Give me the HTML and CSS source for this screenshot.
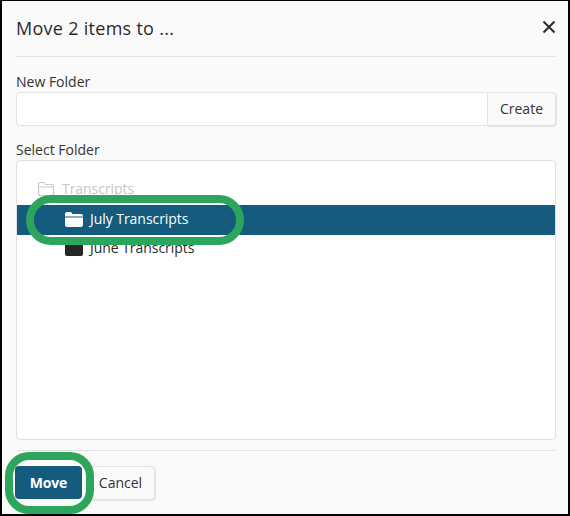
FILE: index.html
```html
<!DOCTYPE html>
<html lang="en">
<head>
<meta charset="utf-8">
<title>Move items</title>
<link rel="stylesheet" href="styles.css">
</head>
<body>
<div class="dialog">
  <header class="head">
    <h1 class="title">Move 2 items to ...</h1>
    <svg class="close" viewBox="0 0 14 14" width="14" height="14"><path d="M1.5 1.5 12.5 12.5M12.5 1.5 1.5 12.5" fill="none" stroke="#2b2b2b" stroke-width="2"/></svg>
  </header>
  <label class="label first">New Folder</label>
  <div class="input-group">
    <div class="input"></div>
    <button class="btn create">Create</button>
  </div>
  <label class="label second">Select Folder</label>
  <div class="tree">
    <div class="row root">
      <svg class="folder" viewBox="0 0 18 16" width="18" height="16"><path d="M1.5 3.500Q1.500 1.500 3.500 1.500H7L8.500 3.500H14.500Q16.500 3.500 16.500 5.500V12.500Q16.500 14.500 14.500 14.500H3.500Q1.500 14.500 1.500 12.500ZM1.500 6H16.500" fill="none" stroke="#c9c9c9" stroke-width="1.200"/></svg>
      <span>Transcripts</span>
    </div>
    <div class="row child selected">
      <svg class="folder" viewBox="0 0 18 16" width="18" height="16"><path d="M0 3Q0 1 2 1H6L7.500 3H16Q18 3 18 5V5.500H0ZM0 6.500H18V14Q18 16 16 16H2Q0 16 0 14Z" fill="#fff"/></svg>
      <span>July Transcripts</span>
    </div>
    <div class="row child last">
      <svg class="folder" viewBox="0 0 18 16" width="18" height="16"><path d="M0 3Q0 1 2 1H6L7.500 3H16Q18 3 18 5V14Q18 16 16 16H2Q0 16 0 14Z" fill="#262626"/></svg>
      <span>June Transcripts</span>
    </div>
  </div>
  <footer class="foot">
    <button class="btn primary">Move</button>
    <button class="btn cancel">Cancel</button>
  </footer>
  <div class="ring ring-row"></div>
  <div class="ring ring-move"></div>
</div>
</body>
</html>
```
FILE: styles.css
```css
* { box-sizing: border-box; }
html, body { margin: 0; padding: 0; }
body { width: 570px; height: 516px; overflow: hidden; font-family: "Open Sans", "Liberation Sans", sans-serif; color: #333; }
.dialog { position: relative; width: 570px; height: 516px; background: #fafafa; border: 2px solid #000; border-width: 1px 2px 2px 2px; padding: 0 12px 0 14px; }
.head { display: flex; justify-content: space-between; align-items: center; height: 56px; border-bottom: 1px solid #e2e2e2; padding-bottom: 1px; }
.title { margin: 0; font-size: 18px; font-weight: 500; letter-spacing: .28px; color: #2b2b2b; line-height: 24px; }
.close { margin-right: 0; margin-top: -2px; }
.label { display: block; font-size: 14px; line-height: 19px; color: #333; }
.first { margin-top: 15px; }
.second { margin-top: 14px; }
.input-group { display: flex; height: 34px; margin-top: 1px; }
.input { flex: 1; background: #fff; border: 1px solid #e4e4e4; border-right: 0; border-radius: 4px 0 0 4px; }
.btn { font-family: inherit; font-size: 14px; color: #333; background: #fafafa; border: 1px solid #e2e2e2; box-shadow: 1px 1px 1px #e4e4e4; border-radius: 0 4px 4px 0; padding: 0 0 2px; }
.create { width: 69px; }
.tree { height: 280px; margin-top: 1px; background: #fff; border: 1px solid #e0e0e0; border-radius: 4px; padding-top: 14px; }
.row { display: flex; align-items: center; height: 30px; font-size: 14px; letter-spacing: -.05px; padding-bottom: 3px; }
.row .folder { margin-right: 7px; flex: none; }
.root { color: #c6c6c6; padding-left: 20px; }
.child { padding-left: 48px; }
.selected { background: #145b7d; color: #fff; }
.last { margin-top: -2px; padding-bottom: 1px; color: #2b2b2b; }
.foot { display: flex; align-items: flex-start; height: 65px; margin-top: 10px; border-top: 1px solid #e2e2e2; padding-top: 15px; }
.primary { width: 67px; height: 33px; margin-left: -1px; padding: 0; background: #145b7d; border: 0; box-shadow: none; border-radius: 4px; color: #fff; font-weight: 700; letter-spacing: -.2px; }
.cancel { width: 73px; height: 34px; border-left: 0; background: #fafafa; padding-left: 5px; }
.ring { position: absolute; border: 8px solid #2ea55c; pointer-events: none; }
.ring-row { left: 24px; top: 194px; width: 218px; height: 50px; border-radius: 25px; }
.ring-move { left: 3px; top: 451px; width: 89px; height: 62px; border-radius: 24px; }
```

## What you need to do
Go through the listing above and write it out again exactly, dropping the pictures.

## Written answer
Give me the HTML and CSS source for this screenshot.
FILE: index.html
```html
<!DOCTYPE html>
<html lang="en">
<head>
<meta charset="utf-8">
<title>Move items</title>
<link rel="stylesheet" href="styles.css">
</head>
<body>
<div class="dialog">
  <header class="head">
    <h1 class="title">Move 2 items to ...</h1>
    <svg class="close" viewBox="0 0 14 14" width="14" height="14"><path d="M1.5 1.5 12.5 12.5M12.5 1.5 1.5 12.5" fill="none" stroke="#2b2b2b" stroke-width="2"/></svg>
  </header>
  <label class="label first">New Folder</label>
  <div class="input-group">
    <div class="input"></div>
    <button class="btn create">Create</button>
  </div>
  <label class="label second">Select Folder</label>
  <div class="tree">
    <div class="row root">
      <svg class="folder" viewBox="0 0 18 16" width="18" height="16"><path d="M1.5 3.500Q1.500 1.500 3.500 1.500H7L8.500 3.500H14.500Q16.500 3.500 16.500 5.500V12.500Q16.500 14.500 14.500 14.500H3.500Q1.500 14.500 1.500 12.500ZM1.500 6H16.500" fill="none" stroke="#c9c9c9" stroke-width="1.200"/></svg>
      <span>Transcripts</span>
    </div>
    <div class="row child selected">
      <svg class="folder" viewBox="0 0 18 16" width="18" height="16"><path d="M0 3Q0 1 2 1H6L7.500 3H16Q18 3 18 5V5.500H0ZM0 6.500H18V14Q18 16 16 16H2Q0 16 0 14Z" fill="#fff"/></svg>
      <span>July Transcripts</span>
    </div>
    <div class="row child last">
      <svg class="folder" viewBox="0 0 18 16" width="18" height="16"><path d="M0 3Q0 1 2 1H6L7.500 3H16Q18 3 18 5V14Q18 16 16 16H2Q0 16 0 14Z" fill="#262626"/></svg>
      <span>June Transcripts</span>
    </div>
  </div>
  <footer class="foot">
    <button class="btn primary">Move</button>
    <button class="btn cancel">Cancel</button>
  </footer>
  <div class="ring ring-row"></div>
  <div class="ring ring-move"></div>
</div>
</body>
</html>
```
FILE: styles.css
```css
* { box-sizing: border-box; }
html, body { margin: 0; padding: 0; }
body { width: 570px; height: 516px; overflow: hidden; font-family: "Open Sans", "Liberation Sans", sans-serif; color: #333; }
.dialog { position: relative; width: 570px; height: 516px; background: #fafafa; border: 2px solid #000; border-width: 1px 2px 2px 2px; padding: 0 12px 0 14px; }
.head { display: flex; justify-content: space-between; align-items: center; height: 56px; border-bottom: 1px solid #e2e2e2; padding-bottom: 1px; }
.title { margin: 0; font-size: 18px; font-weight: 500; letter-spacing: .28px; color: #2b2b2b; line-height: 24px; }
.close { margin-right: 0; margin-top: -2px; }
.label { display: block; font-size: 14px; line-height: 19px; color: #333; }
.first { margin-top: 15px; }
.second { margin-top: 14px; }
.input-group { display: flex; height: 34px; margin-top: 1px; }
.input { flex: 1; background: #fff; border: 1px solid #e4e4e4; border-right: 0; border-radius: 4px 0 0 4px; }
.btn { font-family: inherit; font-size: 14px; color: #333; background: #fafafa; border: 1px solid #e2e2e2; box-shadow: 1px 1px 1px #e4e4e4; border-radius: 0 4px 4px 0; padding: 0 0 2px; }
.create { width: 69px; }
.tree { height: 280px; margin-top: 1px; background: #fff; border: 1px solid #e0e0e0; border-radius: 4px; padding-top: 14px; }
.row { display: flex; align-items: center; height: 30px; font-size: 14px; letter-spacing: -.05px; padding-bottom: 3px; }
.row .folder { margin-right: 7px; flex: none; }
.root { color: #c6c6c6; padding-left: 20px; }
.child { padding-left: 48px; }
.selected { background: #145b7d; color: #fff; }
.last { margin-top: -2px; padding-bottom: 1px; color: #2b2b2b; }
.foot { display: flex; align-items: flex-start; height: 65px; margin-top: 10px; border-top: 1px solid #e2e2e2; padding-top: 15px; }
.primary { width: 67px; height: 33px; margin-left: -1px; padding: 0; background: #145b7d; border: 0; box-shadow: none; border-radius: 4px; color: #fff; font-weight: 700; letter-spacing: -.2px; }
.cancel { width: 73px; height: 34px; border-left: 0; background: #fafafa; padding-left: 5px; }
.ring { position: absolute; border: 8px solid #2ea55c; pointer-events: none; }
.ring-row { left: 24px; top: 194px; width: 218px; height: 50px; border-radius: 25px; }
.ring-move { left: 3px; top: 451px; width: 89px; height: 62px; border-radius: 24px; }
```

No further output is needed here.